EXERCISE DESCRIPTION. Copy out all lines where "this" appears.
##### RECORDS TO USE
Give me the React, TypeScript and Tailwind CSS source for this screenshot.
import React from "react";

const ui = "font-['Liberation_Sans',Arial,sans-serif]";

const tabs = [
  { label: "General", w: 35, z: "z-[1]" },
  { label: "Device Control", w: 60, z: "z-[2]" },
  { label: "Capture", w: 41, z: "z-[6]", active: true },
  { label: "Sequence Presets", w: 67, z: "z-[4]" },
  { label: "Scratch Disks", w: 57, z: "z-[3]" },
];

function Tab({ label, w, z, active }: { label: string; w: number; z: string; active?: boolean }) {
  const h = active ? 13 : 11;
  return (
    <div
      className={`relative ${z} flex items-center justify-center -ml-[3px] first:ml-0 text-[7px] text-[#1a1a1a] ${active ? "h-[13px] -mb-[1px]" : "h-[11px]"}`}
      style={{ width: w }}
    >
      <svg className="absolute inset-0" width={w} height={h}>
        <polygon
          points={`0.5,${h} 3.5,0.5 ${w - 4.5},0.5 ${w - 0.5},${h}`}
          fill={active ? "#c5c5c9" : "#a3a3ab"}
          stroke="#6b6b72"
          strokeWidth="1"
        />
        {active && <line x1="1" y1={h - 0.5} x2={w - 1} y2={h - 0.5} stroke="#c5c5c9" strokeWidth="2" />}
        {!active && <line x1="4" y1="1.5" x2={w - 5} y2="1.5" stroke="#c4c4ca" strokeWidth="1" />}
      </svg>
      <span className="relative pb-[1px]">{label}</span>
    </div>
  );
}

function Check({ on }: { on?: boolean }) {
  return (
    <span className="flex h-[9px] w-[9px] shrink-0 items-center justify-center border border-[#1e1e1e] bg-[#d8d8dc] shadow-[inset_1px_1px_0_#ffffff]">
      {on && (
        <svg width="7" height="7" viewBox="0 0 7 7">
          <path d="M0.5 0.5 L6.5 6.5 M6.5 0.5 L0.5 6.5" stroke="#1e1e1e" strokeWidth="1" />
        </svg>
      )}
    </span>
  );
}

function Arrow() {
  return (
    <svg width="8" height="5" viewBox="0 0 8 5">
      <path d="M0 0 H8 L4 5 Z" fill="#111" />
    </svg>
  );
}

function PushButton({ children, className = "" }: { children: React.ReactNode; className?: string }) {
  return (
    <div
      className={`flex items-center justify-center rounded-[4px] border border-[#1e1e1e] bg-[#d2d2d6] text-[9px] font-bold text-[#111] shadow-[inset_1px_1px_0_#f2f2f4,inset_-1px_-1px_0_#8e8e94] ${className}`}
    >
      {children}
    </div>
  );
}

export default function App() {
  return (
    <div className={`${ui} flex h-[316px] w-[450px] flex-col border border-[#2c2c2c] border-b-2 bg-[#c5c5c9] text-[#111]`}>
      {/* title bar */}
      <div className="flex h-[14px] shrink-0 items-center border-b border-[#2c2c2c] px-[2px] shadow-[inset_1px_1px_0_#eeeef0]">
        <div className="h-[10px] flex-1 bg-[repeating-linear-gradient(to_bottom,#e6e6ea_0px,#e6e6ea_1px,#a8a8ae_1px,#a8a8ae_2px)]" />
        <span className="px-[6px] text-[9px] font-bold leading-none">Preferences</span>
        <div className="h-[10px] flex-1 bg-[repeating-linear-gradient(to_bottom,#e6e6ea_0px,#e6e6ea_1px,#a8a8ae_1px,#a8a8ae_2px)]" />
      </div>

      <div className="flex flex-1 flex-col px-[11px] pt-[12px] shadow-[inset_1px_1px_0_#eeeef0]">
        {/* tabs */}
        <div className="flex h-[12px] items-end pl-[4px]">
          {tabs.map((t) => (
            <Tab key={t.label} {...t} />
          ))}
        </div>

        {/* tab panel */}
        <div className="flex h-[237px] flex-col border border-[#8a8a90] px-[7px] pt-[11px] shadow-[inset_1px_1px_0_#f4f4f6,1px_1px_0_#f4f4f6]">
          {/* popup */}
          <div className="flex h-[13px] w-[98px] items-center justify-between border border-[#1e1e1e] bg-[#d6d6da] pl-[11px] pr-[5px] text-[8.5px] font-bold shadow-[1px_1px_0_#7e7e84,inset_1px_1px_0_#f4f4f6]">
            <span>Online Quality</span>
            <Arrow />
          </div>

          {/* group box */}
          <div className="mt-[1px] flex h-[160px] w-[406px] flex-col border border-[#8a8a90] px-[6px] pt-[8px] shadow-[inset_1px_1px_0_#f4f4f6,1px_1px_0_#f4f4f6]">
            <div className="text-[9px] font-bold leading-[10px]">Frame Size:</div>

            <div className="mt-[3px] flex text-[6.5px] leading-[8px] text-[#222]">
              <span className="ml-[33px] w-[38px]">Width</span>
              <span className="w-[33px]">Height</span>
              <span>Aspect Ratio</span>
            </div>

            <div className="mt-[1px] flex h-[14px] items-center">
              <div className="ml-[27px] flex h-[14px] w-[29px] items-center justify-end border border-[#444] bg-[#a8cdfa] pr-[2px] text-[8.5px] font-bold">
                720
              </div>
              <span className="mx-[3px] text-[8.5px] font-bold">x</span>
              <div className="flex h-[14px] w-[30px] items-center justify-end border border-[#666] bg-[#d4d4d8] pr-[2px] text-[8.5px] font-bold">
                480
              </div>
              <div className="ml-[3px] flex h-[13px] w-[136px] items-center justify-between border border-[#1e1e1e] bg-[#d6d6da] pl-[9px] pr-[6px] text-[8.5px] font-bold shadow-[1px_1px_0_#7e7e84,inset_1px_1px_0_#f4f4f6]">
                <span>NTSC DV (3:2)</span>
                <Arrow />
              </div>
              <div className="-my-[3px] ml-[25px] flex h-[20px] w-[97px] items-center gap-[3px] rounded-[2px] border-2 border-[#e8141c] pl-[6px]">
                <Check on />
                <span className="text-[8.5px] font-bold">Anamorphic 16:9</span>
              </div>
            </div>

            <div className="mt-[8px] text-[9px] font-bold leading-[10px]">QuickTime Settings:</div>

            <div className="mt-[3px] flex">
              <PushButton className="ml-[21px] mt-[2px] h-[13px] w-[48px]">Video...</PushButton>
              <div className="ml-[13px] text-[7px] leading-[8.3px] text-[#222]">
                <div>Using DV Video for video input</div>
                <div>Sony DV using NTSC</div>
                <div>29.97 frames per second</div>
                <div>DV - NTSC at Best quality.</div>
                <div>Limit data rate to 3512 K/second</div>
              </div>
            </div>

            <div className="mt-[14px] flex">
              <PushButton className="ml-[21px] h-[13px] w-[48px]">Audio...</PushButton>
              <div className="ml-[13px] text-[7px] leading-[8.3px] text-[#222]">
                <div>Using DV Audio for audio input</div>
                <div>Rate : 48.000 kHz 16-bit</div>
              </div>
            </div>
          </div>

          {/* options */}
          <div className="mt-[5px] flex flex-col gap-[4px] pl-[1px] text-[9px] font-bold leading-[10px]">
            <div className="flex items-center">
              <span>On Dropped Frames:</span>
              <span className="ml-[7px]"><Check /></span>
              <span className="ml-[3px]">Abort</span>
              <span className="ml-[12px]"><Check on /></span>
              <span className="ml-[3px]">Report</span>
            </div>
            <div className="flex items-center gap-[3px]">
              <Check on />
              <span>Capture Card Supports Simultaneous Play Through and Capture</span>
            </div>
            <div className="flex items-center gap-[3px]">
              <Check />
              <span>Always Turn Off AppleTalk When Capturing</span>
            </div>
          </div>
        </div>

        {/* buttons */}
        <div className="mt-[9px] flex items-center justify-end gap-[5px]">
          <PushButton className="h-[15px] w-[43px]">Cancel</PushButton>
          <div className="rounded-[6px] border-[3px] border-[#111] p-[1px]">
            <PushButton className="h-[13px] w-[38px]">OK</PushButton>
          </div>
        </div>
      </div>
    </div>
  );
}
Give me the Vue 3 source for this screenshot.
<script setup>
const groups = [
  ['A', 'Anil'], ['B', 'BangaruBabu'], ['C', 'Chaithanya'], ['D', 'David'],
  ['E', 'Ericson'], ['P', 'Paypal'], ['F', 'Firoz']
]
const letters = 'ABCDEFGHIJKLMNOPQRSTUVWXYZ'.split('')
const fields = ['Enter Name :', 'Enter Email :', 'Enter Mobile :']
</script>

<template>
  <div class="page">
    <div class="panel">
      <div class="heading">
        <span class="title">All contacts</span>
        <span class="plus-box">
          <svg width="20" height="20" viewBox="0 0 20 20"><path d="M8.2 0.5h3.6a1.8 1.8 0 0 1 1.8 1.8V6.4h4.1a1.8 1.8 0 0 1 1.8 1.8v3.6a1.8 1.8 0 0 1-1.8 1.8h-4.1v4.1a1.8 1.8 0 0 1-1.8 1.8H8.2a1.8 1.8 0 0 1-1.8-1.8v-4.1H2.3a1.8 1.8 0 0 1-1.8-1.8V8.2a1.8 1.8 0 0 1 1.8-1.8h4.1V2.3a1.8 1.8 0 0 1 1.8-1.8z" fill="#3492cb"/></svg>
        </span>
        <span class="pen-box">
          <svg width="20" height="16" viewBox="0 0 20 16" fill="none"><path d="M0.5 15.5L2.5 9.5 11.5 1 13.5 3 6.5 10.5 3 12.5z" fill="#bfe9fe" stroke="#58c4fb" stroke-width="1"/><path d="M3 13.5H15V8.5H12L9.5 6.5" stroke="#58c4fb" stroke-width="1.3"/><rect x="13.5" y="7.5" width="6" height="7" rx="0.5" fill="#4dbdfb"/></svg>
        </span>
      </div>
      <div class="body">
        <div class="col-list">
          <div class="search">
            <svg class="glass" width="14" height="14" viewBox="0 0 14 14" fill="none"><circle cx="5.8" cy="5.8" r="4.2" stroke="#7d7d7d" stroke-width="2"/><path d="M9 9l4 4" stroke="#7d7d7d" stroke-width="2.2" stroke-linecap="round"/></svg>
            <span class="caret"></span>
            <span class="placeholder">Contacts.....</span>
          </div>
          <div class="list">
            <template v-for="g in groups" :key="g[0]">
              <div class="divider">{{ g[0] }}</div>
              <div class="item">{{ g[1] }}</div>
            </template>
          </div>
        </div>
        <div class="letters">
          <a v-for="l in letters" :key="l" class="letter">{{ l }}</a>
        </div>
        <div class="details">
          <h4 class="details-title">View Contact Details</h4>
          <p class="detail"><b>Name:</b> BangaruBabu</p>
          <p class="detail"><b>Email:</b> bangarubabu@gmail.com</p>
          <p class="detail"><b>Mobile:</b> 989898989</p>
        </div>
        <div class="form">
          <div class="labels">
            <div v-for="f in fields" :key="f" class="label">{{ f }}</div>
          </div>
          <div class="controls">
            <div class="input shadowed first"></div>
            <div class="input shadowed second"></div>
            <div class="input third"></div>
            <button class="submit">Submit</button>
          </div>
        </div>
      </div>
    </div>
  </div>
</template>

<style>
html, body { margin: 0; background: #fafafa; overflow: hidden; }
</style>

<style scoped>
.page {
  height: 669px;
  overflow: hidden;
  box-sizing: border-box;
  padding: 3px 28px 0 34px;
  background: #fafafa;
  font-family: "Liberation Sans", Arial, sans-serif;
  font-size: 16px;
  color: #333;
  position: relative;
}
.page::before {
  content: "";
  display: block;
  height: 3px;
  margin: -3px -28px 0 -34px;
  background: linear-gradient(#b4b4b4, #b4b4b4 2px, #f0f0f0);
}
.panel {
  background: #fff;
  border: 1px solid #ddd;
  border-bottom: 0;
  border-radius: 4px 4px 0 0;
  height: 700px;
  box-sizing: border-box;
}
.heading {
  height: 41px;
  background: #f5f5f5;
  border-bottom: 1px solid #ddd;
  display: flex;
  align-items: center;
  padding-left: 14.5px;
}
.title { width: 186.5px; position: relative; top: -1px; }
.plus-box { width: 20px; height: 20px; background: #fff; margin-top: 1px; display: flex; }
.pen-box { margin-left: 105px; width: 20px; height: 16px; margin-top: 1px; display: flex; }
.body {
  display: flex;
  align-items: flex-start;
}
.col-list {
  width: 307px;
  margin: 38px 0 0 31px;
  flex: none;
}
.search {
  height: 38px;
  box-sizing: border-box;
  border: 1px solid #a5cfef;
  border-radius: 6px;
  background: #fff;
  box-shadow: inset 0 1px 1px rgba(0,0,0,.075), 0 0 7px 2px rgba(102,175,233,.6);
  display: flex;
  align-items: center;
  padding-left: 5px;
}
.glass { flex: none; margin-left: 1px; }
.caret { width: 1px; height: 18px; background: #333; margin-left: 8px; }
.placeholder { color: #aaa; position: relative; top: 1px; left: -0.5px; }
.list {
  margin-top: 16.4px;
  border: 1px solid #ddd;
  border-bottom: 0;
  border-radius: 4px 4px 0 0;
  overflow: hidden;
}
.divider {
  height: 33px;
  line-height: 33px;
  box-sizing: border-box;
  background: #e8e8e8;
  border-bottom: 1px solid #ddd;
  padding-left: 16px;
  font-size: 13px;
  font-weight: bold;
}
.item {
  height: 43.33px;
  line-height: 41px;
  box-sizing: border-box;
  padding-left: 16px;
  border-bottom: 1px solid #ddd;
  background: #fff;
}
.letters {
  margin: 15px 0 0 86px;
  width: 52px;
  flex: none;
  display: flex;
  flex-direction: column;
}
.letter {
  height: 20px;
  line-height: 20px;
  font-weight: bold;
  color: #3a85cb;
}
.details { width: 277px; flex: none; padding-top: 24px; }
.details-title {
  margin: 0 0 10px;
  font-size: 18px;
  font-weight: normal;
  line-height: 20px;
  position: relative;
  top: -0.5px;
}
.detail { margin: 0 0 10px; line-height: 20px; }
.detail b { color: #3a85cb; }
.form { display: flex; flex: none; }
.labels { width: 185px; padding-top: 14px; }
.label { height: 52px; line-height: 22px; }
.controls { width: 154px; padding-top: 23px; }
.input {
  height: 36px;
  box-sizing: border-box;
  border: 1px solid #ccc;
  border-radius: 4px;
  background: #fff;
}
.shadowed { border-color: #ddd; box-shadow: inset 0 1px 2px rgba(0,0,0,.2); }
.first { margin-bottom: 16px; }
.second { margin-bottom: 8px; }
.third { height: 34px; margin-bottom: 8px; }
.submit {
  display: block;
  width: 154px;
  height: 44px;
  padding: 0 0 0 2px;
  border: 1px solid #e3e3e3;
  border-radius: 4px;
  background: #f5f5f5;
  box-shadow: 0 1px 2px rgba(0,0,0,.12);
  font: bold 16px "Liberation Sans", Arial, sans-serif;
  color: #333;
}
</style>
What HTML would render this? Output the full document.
##########
CORRECT RESPONSE.
Give me the React, TypeScript and Tailwind CSS source for this screenshot.
Give me the Vue 3 source for this screenshot.
What HTML would render this? Output the full document.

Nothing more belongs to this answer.